Entries with page source code

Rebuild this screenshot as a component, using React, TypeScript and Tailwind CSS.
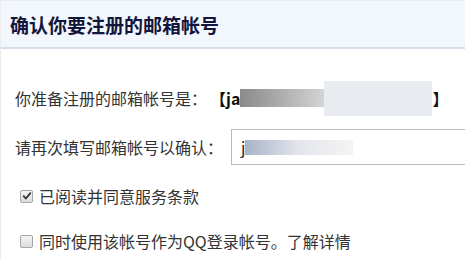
import React from 'react';

const font = { fontFamily: '"Microsoft YaHei", "Noto Sans CJK SC", "Noto Sans", sans-serif' };

const Box = ({ checked }: { checked?: boolean }) => (
  <span className="relative inline-flex h-[13px] w-[13px] shrink-0 items-center justify-center rounded-[2px] border border-[#a6a6a6] bg-gradient-to-b from-[#f4f4f4] to-[#dcdcdc]">
    {checked && (
      <svg viewBox="0 0 12 12" className="h-[10px] w-[10px]">
        <path d="M2 6.2 L4.6 9 L10 2.6" fill="none" stroke="#333" strokeWidth="2.2" strokeLinecap="round" strokeLinejoin="round" />
      </svg>
    )}
  </span>
);

const App = () => {
  return (
    <div className="h-[260px] w-[465px] overflow-hidden border-l border-[#ececec] bg-white text-[#333]" style={font}>
      {/* Header */}
      <div className="flex h-[49px] items-center border-t border-b-2 border-t-[#e8edf5] border-b-[#d6deea] bg-[#f2f7fe] pl-[9px]">
        <h1 className="text-[19px] font-bold leading-none text-[#12163a]">确认你要注册的邮箱帐号</h1>
      </div>

      <div className="pl-[14px] pt-[37px]">
        {/* Line 1 */}
        <div className="flex h-6 items-center text-[16px] leading-6">
          <span>你准备注册的邮箱帐号是：</span>
          <span className="ml-[3px] font-bold text-[#111]">【ja</span>
          <span className="h-[18px] w-[84px] shrink-0 bg-gradient-to-r from-[#8a8a8a] to-[#d4d4d4]" />
          <span className="h-[35px] w-[108px] shrink-0 bg-[#e8ecf0]" />
          <span className="font-bold text-[#111]">】</span>
        </div>

        {/* Line 2 */}
        <div className="mt-[19px] flex items-center text-[16px]">
          <span className="shrink-0">请再次填写邮箱帐号以确认：</span>
          <div className="ml-[8px] flex h-[36px] w-[260px] shrink-0 items-center border border-[#b9b9b9] pl-[9px]">
            <span className="text-[#222]">j</span>
            <span className="h-[15px] w-[108px] bg-gradient-to-r from-[#a9b2c8] via-[#e4e6ec] to-[#f4f4f4]" />
          </div>
        </div>

        {/* Checkboxes */}
        <div className="ml-[5px] mt-[21px] flex h-5 items-center gap-[6px] text-[16px]">
          <Box checked />
          <span>已阅读并同意服务条款</span>
        </div>
        <div className="ml-[5px] mt-[25px] flex h-5 items-center gap-[6px] text-[16px]">
          <Box />
          <span>
            同时使用该帐号作为QQ登录帐号。<span className="text-[#333]">了解详情</span>
          </span>
        </div>
      </div>
    </div>
  );
};

export default App;
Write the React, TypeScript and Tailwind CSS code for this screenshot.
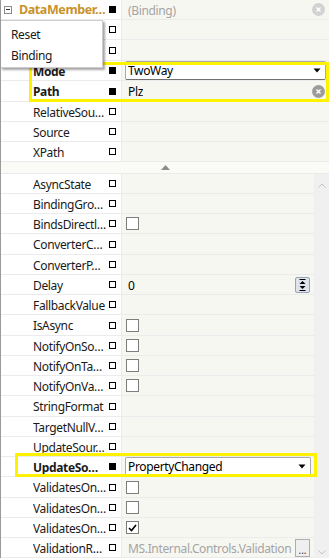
import React from 'react';

type Marker = 'filled' | 'hollow';

const FONT = { fontFamily: '"Noto Sans", "Open Sans", Arial, sans-serif' };

const MarkerBox: React.FC<{ kind: Marker }> = ({ kind }) =>
    kind === 'filled' ? (
        <span className="ml-[1px] w-[7px] h-[7px] shrink-0 bg-black" />
    ) : (
        <span className="ml-[1px] w-[7px] h-[7px] shrink-0 border border-black" />
    );

const ClearButton: React.FC<{ dark?: boolean }> = ({ dark }) => (
    <span
        className={`ml-auto mr-[4px] w-[13px] h-[13px] rounded-full flex items-center justify-center shrink-0 ${
            dark ? 'bg-[#9c9c9c]' : 'bg-[#d2d2d2]'
        }`}
    >
        <svg width="7" height="7" viewBox="0 0 7 7">
            <path d="M1.5 1.5 L5.5 5.5 M5.5 1.5 L1.5 5.5" stroke="#fff" strokeWidth="1.4" />
        </svg>
    </span>
);

const DropTriangle: React.FC = () => (
    <svg width="8" height="5" viewBox="0 0 8 5" className="ml-auto mr-[4px]">
        <path d="M0.5 0.5 L7.5 0.5 L4 4.5 Z" fill="#000" />
    </svg>
);

const Combo: React.FC<{ text: string }> = ({ text }) => (
    <div className="ml-[3px] mr-[3px] flex-1 h-full flex items-center bg-white border border-[#a9a9a9] border-b-[#707070] rounded-[2px] pl-[2px]">
        <span className="text-[12px] tracking-[-0.35px] text-black pt-[1px]">{text}</span>
        <DropTriangle />
    </div>
);

const CheckBox: React.FC<{ checked?: boolean }> = ({ checked }) => (
    <span className="ml-[4px] w-[13px] h-[13px] bg-white border border-[#7d7d7d] flex items-center justify-center">
        {checked && (
            <svg width="9" height="8" viewBox="0 0 9 8">
                <path d="M1 4 L3.5 6.5 L8 1" stroke="#000" strokeWidth="1.6" fill="none" />
            </svg>
        )}
    </span>
);

const Spinner: React.FC = () => (
    <span className="ml-auto mr-[4px] w-[15px] h-[16px] bg-[#dfe3ec] border border-[#9aa3b5] rounded-[2px] flex items-center justify-center">
        <svg width="9" height="12" viewBox="0 0 9 12">
            <path d="M1.5 0.5 H7.5" stroke="#000" />
            <path d="M1.5 5 L7.5 5 L4.5 2 Z" fill="#000" />
            <path d="M1.5 7 L7.5 7 L4.5 10 Z" fill="#000" />
            <path d="M1.5 11.5 H7.5" stroke="#000" />
        </svg>
    </span>
);

interface RowProps {
    name: string;
    marker: Marker;
    bold?: boolean;
    value?: React.ReactNode;
    h?: string;
}

const Row: React.FC<RowProps> = ({ name, marker, bold, value, h = 'h-[20px]' }) => (
    <div className={`flex ${h} border-b border-[#ebebeb] shrink-0`}>
        <div className="w-[121px] shrink-0 flex items-center pl-[32px] pr-[5px] bg-white border-r border-[#ebebeb]">
            <span
                className={`flex-1 min-w-0 overflow-hidden whitespace-nowrap text-[12px] tracking-[-0.35px] text-[#1a1a1a] pt-[2px] ${
                    bold ? 'font-bold' : ''
                }`}
            >
                {name}
            </span>
            <MarkerBox kind={marker} />
        </div>
        <div className="flex-1 min-w-0 flex items-center bg-[#f7f7f2]">{value}</div>
    </div>
);

const ValueText: React.FC<{ text: string; gray?: boolean }> = ({ text, gray }) => (
    <span
        className={`pl-[6px] pt-[2px] text-[12px] tracking-[-0.35px] whitespace-nowrap overflow-hidden ${
            gray ? 'text-[#a4a4a4]' : 'text-black'
        }`}
    >
        {text}
    </span>
);

const lowerRows: RowProps[] = [
    { name: 'AsyncState', marker: 'hollow' },
    { name: 'BindingGro…', marker: 'hollow' },
    { name: 'BindsDirectl…', marker: 'hollow', value: <CheckBox /> },
    { name: 'ConverterC…', marker: 'hollow' },
    { name: 'ConverterP…', marker: 'hollow' },
    {
        name: 'Delay',
        marker: 'hollow',
        value: (
            <>
                <ValueText text="0" />
                <Spinner />
            </>
        ),
    },
    { name: 'FallbackValue', marker: 'hollow' },
    { name: 'IsAsync', marker: 'hollow', value: <CheckBox /> },
    { name: 'NotifyOnSo…', marker: 'hollow', value: <CheckBox /> },
    { name: 'NotifyOnTa…', marker: 'hollow', value: <CheckBox /> },
    { name: 'NotifyOnVa…', marker: 'hollow', value: <CheckBox /> },
    { name: 'StringFormat', marker: 'hollow' },
    { name: 'TargetNullV…', marker: 'hollow' },
    { name: 'UpdateSour…', marker: 'hollow' },
    { name: 'UpdateSo…', marker: 'filled', bold: true, value: <Combo text="PropertyChanged" /> },
    { name: 'ValidatesOn…', marker: 'hollow', value: <CheckBox /> },
    { name: 'ValidatesOn…', marker: 'hollow', value: <CheckBox /> },
    { name: 'ValidatesOn…', marker: 'hollow', value: <CheckBox checked /> },
    {
        name: 'ValidationR…',
        marker: 'hollow',
        value: (
            <>
                <span className="pl-[6px] pt-[2px] flex-1 min-w-0 text-[12px] tracking-[-0.35px] whitespace-nowrap overflow-hidden text-[#a4a4a4]">
                    MS.Internal.Controls.ValidationRuleCollection
                </span>
                <span className="ml-[3px] mr-[4px] w-[15px] h-[18px] bg-[#efefef] border border-[#adadad] flex items-end justify-center text-[10px] leading-[12px] text-[#333] shrink-0">
                    ...
                </span>
            </>
        ),
    },
];

const App: React.FC = () => {
    return (
        <div
            className="relative w-[329px] h-[558px] overflow-hidden bg-white border-l border-[#9a9a9a] flex flex-col"
            style={FONT}
        >
            {/* header row */}
            <div className="flex h-[20px] border-b border-[#ebebeb] shrink-0">
                <div className="w-[121px] shrink-0 flex items-center pl-[3px] pr-[5px] bg-white border-r border-[#ebebeb]">
                    <span className="w-[8px] h-[8px] border border-[#8a8a8a] flex items-center justify-center shrink-0">
                        <span className="w-[4px] h-[1px] bg-[#333]" />
                    </span>
                    <span className="ml-[7px] pt-[2px] flex-1 min-w-0 overflow-hidden whitespace-nowrap text-[12.5px] tracking-[-0.4px] font-bold text-[#c8922c]">
                        DataMember…
                    </span>
                    <MarkerBox kind="filled" />
                </div>
                <div className="flex-1 flex items-center bg-[#f7f7f2]">
                    <ValueText text="(Binding)" gray />
                    <ClearButton />
                </div>
            </div>

            <Row name="" marker="hollow" />
            <Row name="" marker="hollow" h="h-[21px]" />
            <Row name="Mode" marker="filled" bold value={<Combo text="TwoWay" />} />
            <Row
                name="Path"
                marker="filled"
                bold
                h="h-[21px]"
                value={
                    <>
                        <ValueText text="Plz" />
                        <ClearButton dark />
                    </>
                }
            />
            <Row name="RelativeSou…" marker="hollow" />
            <Row name="Source" marker="hollow" />
            <Row name="XPath" marker="hollow" />

            {/* splitter */}
            <div className="h-[12px] shrink-0 border-b border-[#ebebeb] bg-[#fafaf6] flex items-center justify-center">
                <svg width="9" height="5" viewBox="0 0 9 5">
                    <path d="M0 5 L9 5 L4.5 0 Z" fill="#8c8c8c" />
                </svg>
            </div>

            {/* scrolling section */}
            <div className="flex flex-1 min-h-0">
                <div className="flex-1 min-w-0 flex flex-col overflow-hidden">
                    {lowerRows.map((r, i) => (
                        <Row key={i} {...r} h={i % 4 === 3 ? 'h-[21px]' : 'h-[20px]'} />
                    ))}
                </div>
                <div className="w-[15px] shrink-0 bg-[#f0f0f0] flex flex-col items-center justify-between pt-[9px] pb-[3px]">
                    <svg width="8" height="5" viewBox="0 0 8 5">
                        <path d="M0.5 4.5 L4 1 L7.5 4.5" stroke="#c2c2c2" fill="none" />
                    </svg>
                    <svg width="8" height="5" viewBox="0 0 8 5">
                        <path d="M0.5 0.5 L4 4 L7.5 0.5" stroke="#c2c2c2" fill="none" />
                    </svg>
                </div>
            </div>

            {/* highlight boxes */}
            <div className="absolute left-[28px] top-[62px] w-[300px] h-[40px] border-[3px] border-[#fff200] pointer-events-none" />
            <div className="absolute left-[14px] top-[453px] w-[302px] h-[24px] border-[3px] border-[#fff200] pointer-events-none" />

            {/* context menu */}
            <div className="absolute -left-[1px] top-[20px] w-[103px] h-[48px] bg-white border border-[#cccccc] shadow-[2px_2px_2px_rgba(0,0,0,0.35)] flex flex-col pt-[3px]">
                <div className="h-[22px] flex items-center pl-[10px] text-[12px] tracking-[-0.35px] text-[#1a1a1a]">
                    Reset
                </div>
                <div className="h-[22px] flex items-center pl-[10px] text-[12px] tracking-[-0.35px] text-[#1a1a1a]">
                    Binding
                </div>
            </div>
        </div>
    );
};

export default App;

| EXERCISE AIM |
How many lines in the listing above contain "TypeScript"? Answer with the number alone.

| FULL SOLUTION |
2